Task objective - Transcribe all of the data exactly. Omit the pictures.

Data block -
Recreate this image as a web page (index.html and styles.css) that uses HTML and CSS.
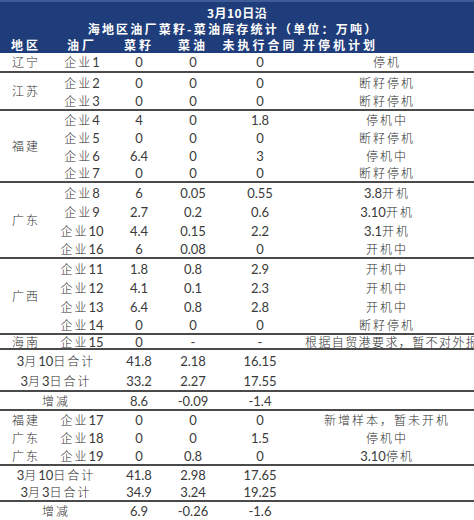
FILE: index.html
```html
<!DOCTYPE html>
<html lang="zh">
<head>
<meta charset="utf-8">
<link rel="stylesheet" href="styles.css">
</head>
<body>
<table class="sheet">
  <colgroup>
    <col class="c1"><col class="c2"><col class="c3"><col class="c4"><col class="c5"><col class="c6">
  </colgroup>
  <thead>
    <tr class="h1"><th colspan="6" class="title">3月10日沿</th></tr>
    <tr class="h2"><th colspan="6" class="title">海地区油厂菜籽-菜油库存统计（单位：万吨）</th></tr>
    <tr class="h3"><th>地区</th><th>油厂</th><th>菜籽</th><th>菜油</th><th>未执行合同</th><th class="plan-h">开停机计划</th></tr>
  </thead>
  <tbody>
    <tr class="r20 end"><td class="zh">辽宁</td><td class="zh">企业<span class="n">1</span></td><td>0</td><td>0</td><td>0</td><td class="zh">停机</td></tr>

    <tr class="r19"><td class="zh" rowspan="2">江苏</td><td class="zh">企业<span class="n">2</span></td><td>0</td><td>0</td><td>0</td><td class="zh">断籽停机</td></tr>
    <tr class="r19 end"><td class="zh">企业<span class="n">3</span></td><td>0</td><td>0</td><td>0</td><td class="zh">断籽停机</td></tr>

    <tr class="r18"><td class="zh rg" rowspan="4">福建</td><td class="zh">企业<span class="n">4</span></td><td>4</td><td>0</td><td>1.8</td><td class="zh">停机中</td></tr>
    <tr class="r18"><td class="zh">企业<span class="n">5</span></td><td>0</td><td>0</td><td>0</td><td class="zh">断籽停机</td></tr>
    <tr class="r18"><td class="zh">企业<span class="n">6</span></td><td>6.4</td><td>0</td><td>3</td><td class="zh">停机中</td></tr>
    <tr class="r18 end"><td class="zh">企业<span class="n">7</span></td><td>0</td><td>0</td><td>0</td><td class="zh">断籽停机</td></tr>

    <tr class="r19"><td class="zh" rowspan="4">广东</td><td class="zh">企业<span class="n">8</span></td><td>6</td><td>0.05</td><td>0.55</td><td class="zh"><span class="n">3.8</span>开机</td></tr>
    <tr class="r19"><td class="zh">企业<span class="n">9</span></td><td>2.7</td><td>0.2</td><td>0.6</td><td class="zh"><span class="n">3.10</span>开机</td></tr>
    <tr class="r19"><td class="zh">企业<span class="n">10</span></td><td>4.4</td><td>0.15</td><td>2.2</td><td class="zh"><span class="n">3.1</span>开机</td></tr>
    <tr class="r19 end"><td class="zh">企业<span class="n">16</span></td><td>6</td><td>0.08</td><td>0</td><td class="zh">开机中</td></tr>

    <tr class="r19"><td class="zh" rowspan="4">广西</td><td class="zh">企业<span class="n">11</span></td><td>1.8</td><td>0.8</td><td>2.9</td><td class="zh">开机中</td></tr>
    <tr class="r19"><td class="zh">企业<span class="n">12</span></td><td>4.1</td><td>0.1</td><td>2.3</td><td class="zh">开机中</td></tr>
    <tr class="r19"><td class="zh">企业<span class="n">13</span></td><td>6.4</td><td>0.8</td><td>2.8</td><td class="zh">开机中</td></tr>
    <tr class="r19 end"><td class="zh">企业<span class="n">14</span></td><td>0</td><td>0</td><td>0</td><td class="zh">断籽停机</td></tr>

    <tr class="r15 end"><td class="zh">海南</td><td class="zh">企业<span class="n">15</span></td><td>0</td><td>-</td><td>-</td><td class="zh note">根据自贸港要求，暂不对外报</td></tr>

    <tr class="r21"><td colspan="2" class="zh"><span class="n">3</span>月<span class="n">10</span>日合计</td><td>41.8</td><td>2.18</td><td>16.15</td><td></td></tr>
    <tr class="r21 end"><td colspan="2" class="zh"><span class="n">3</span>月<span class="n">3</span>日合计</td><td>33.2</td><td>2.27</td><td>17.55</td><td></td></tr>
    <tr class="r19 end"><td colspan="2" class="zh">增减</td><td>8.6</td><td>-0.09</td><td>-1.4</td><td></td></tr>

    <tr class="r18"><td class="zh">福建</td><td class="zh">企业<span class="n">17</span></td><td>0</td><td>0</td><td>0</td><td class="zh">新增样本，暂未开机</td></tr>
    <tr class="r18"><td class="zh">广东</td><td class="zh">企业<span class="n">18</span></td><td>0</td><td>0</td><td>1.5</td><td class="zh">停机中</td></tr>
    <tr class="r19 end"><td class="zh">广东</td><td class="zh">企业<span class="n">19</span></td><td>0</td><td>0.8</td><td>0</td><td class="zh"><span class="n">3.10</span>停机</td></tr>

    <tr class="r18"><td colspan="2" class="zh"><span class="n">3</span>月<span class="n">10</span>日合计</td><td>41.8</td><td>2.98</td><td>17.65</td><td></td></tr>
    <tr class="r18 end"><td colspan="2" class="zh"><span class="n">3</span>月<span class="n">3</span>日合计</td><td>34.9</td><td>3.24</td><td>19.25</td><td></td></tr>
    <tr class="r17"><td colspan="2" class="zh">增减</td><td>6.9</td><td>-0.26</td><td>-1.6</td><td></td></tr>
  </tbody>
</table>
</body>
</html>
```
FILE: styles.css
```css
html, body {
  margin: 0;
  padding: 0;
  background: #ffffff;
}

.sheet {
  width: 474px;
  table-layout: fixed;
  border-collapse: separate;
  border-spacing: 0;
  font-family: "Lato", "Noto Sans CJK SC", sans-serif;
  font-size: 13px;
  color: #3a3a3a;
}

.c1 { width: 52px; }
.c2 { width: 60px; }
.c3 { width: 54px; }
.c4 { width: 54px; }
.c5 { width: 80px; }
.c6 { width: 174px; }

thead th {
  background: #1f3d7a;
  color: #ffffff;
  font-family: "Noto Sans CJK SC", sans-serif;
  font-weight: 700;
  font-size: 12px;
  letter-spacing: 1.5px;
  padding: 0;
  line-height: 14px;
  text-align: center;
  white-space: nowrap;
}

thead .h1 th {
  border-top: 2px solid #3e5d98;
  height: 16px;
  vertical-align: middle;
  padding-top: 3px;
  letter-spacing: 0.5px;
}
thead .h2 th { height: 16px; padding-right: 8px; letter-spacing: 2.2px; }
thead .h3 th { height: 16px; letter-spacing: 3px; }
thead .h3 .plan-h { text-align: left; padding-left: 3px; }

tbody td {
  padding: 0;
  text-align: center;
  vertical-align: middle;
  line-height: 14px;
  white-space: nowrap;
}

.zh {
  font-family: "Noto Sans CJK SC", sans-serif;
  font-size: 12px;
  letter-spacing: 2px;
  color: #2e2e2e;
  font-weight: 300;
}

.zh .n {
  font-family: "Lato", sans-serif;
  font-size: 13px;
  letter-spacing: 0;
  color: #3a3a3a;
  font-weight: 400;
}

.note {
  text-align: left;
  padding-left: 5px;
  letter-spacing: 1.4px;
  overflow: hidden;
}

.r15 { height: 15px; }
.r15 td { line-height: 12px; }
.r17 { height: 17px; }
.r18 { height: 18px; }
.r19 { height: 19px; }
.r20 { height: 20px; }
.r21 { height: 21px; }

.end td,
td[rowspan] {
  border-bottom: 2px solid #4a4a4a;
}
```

Worked answer -
Recreate this image as a web page (index.html and styles.css) that uses HTML and CSS.
FILE: index.html
```html
<!DOCTYPE html>
<html lang="zh">
<head>
<meta charset="utf-8">
<link rel="stylesheet" href="styles.css">
</head>
<body>
<table class="sheet">
  <colgroup>
    <col class="c1"><col class="c2"><col class="c3"><col class="c4"><col class="c5"><col class="c6">
  </colgroup>
  <thead>
    <tr class="h1"><th colspan="6" class="title">3月10日沿</th></tr>
    <tr class="h2"><th colspan="6" class="title">海地区油厂菜籽-菜油库存统计（单位：万吨）</th></tr>
    <tr class="h3"><th>地区</th><th>油厂</th><th>菜籽</th><th>菜油</th><th>未执行合同</th><th class="plan-h">开停机计划</th></tr>
  </thead>
  <tbody>
    <tr class="r20 end"><td class="zh">辽宁</td><td class="zh">企业<span class="n">1</span></td><td>0</td><td>0</td><td>0</td><td class="zh">停机</td></tr>

    <tr class="r19"><td class="zh" rowspan="2">江苏</td><td class="zh">企业<span class="n">2</span></td><td>0</td><td>0</td><td>0</td><td class="zh">断籽停机</td></tr>
    <tr class="r19 end"><td class="zh">企业<span class="n">3</span></td><td>0</td><td>0</td><td>0</td><td class="zh">断籽停机</td></tr>

    <tr class="r18"><td class="zh rg" rowspan="4">福建</td><td class="zh">企业<span class="n">4</span></td><td>4</td><td>0</td><td>1.8</td><td class="zh">停机中</td></tr>
    <tr class="r18"><td class="zh">企业<span class="n">5</span></td><td>0</td><td>0</td><td>0</td><td class="zh">断籽停机</td></tr>
    <tr class="r18"><td class="zh">企业<span class="n">6</span></td><td>6.4</td><td>0</td><td>3</td><td class="zh">停机中</td></tr>
    <tr class="r18 end"><td class="zh">企业<span class="n">7</span></td><td>0</td><td>0</td><td>0</td><td class="zh">断籽停机</td></tr>

    <tr class="r19"><td class="zh" rowspan="4">广东</td><td class="zh">企业<span class="n">8</span></td><td>6</td><td>0.05</td><td>0.55</td><td class="zh"><span class="n">3.8</span>开机</td></tr>
    <tr class="r19"><td class="zh">企业<span class="n">9</span></td><td>2.7</td><td>0.2</td><td>0.6</td><td class="zh"><span class="n">3.10</span>开机</td></tr>
    <tr class="r19"><td class="zh">企业<span class="n">10</span></td><td>4.4</td><td>0.15</td><td>2.2</td><td class="zh"><span class="n">3.1</span>开机</td></tr>
    <tr class="r19 end"><td class="zh">企业<span class="n">16</span></td><td>6</td><td>0.08</td><td>0</td><td class="zh">开机中</td></tr>

    <tr class="r19"><td class="zh" rowspan="4">广西</td><td class="zh">企业<span class="n">11</span></td><td>1.8</td><td>0.8</td><td>2.9</td><td class="zh">开机中</td></tr>
    <tr class="r19"><td class="zh">企业<span class="n">12</span></td><td>4.1</td><td>0.1</td><td>2.3</td><td class="zh">开机中</td></tr>
    <tr class="r19"><td class="zh">企业<span class="n">13</span></td><td>6.4</td><td>0.8</td><td>2.8</td><td class="zh">开机中</td></tr>
    <tr class="r19 end"><td class="zh">企业<span class="n">14</span></td><td>0</td><td>0</td><td>0</td><td class="zh">断籽停机</td></tr>

    <tr class="r15 end"><td class="zh">海南</td><td class="zh">企业<span class="n">15</span></td><td>0</td><td>-</td><td>-</td><td class="zh note">根据自贸港要求，暂不对外报</td></tr>

    <tr class="r21"><td colspan="2" class="zh"><span class="n">3</span>月<span class="n">10</span>日合计</td><td>41.8</td><td>2.18</td><td>16.15</td><td></td></tr>
    <tr class="r21 end"><td colspan="2" class="zh"><span class="n">3</span>月<span class="n">3</span>日合计</td><td>33.2</td><td>2.27</td><td>17.55</td><td></td></tr>
    <tr class="r19 end"><td colspan="2" class="zh">增减</td><td>8.6</td><td>-0.09</td><td>-1.4</td><td></td></tr>

    <tr class="r18"><td class="zh">福建</td><td class="zh">企业<span class="n">17</span></td><td>0</td><td>0</td><td>0</td><td class="zh">新增样本，暂未开机</td></tr>
    <tr class="r18"><td class="zh">广东</td><td class="zh">企业<span class="n">18</span></td><td>0</td><td>0</td><td>1.5</td><td class="zh">停机中</td></tr>
    <tr class="r19 end"><td class="zh">广东</td><td class="zh">企业<span class="n">19</span></td><td>0</td><td>0.8</td><td>0</td><td class="zh"><span class="n">3.10</span>停机</td></tr>

    <tr class="r18"><td colspan="2" class="zh"><span class="n">3</span>月<span class="n">10</span>日合计</td><td>41.8</td><td>2.98</td><td>17.65</td><td></td></tr>
    <tr class="r18 end"><td colspan="2" class="zh"><span class="n">3</span>月<span class="n">3</span>日合计</td><td>34.9</td><td>3.24</td><td>19.25</td><td></td></tr>
    <tr class="r17"><td colspan="2" class="zh">增减</td><td>6.9</td><td>-0.26</td><td>-1.6</td><td></td></tr>
  </tbody>
</table>
</body>
</html>
```
FILE: styles.css
```css
html, body {
  margin: 0;
  padding: 0;
  background: #ffffff;
}

.sheet {
  width: 474px;
  table-layout: fixed;
  border-collapse: separate;
  border-spacing: 0;
  font-family: "Lato", "Noto Sans CJK SC", sans-serif;
  font-size: 13px;
  color: #3a3a3a;
}

.c1 { width: 52px; }
.c2 { width: 60px; }
.c3 { width: 54px; }
.c4 { width: 54px; }
.c5 { width: 80px; }
.c6 { width: 174px; }

thead th {
  background: #1f3d7a;
  color: #ffffff;
  font-family: "Noto Sans CJK SC", sans-serif;
  font-weight: 700;
  font-size: 12px;
  letter-spacing: 1.5px;
  padding: 0;
  line-height: 14px;
  text-align: center;
  white-space: nowrap;
}

thead .h1 th {
  border-top: 2px solid #3e5d98;
  height: 16px;
  vertical-align: middle;
  padding-top: 3px;
  letter-spacing: 0.5px;
}
thead .h2 th { height: 16px; padding-right: 8px; letter-spacing: 2.2px; }
thead .h3 th { height: 16px; letter-spacing: 3px; }
thead .h3 .plan-h { text-align: left; padding-left: 3px; }

tbody td {
  padding: 0;
  text-align: center;
  vertical-align: middle;
  line-height: 14px;
  white-space: nowrap;
}

.zh {
  font-family: "Noto Sans CJK SC", sans-serif;
  font-size: 12px;
  letter-spacing: 2px;
  color: #2e2e2e;
  font-weight: 300;
}

.zh .n {
  font-family: "Lato", sans-serif;
  font-size: 13px;
  letter-spacing: 0;
  color: #3a3a3a;
  font-weight: 400;
}

.note {
  text-align: left;
  padding-left: 5px;
  letter-spacing: 1.4px;
  overflow: hidden;
}

.r15 { height: 15px; }
.r15 td { line-height: 12px; }
.r17 { height: 17px; }
.r18 { height: 18px; }
.r19 { height: 19px; }
.r20 { height: 20px; }
.r21 { height: 21px; }

.end td,
td[rowspan] {
  border-bottom: 2px solid #4a4a4a;
}
```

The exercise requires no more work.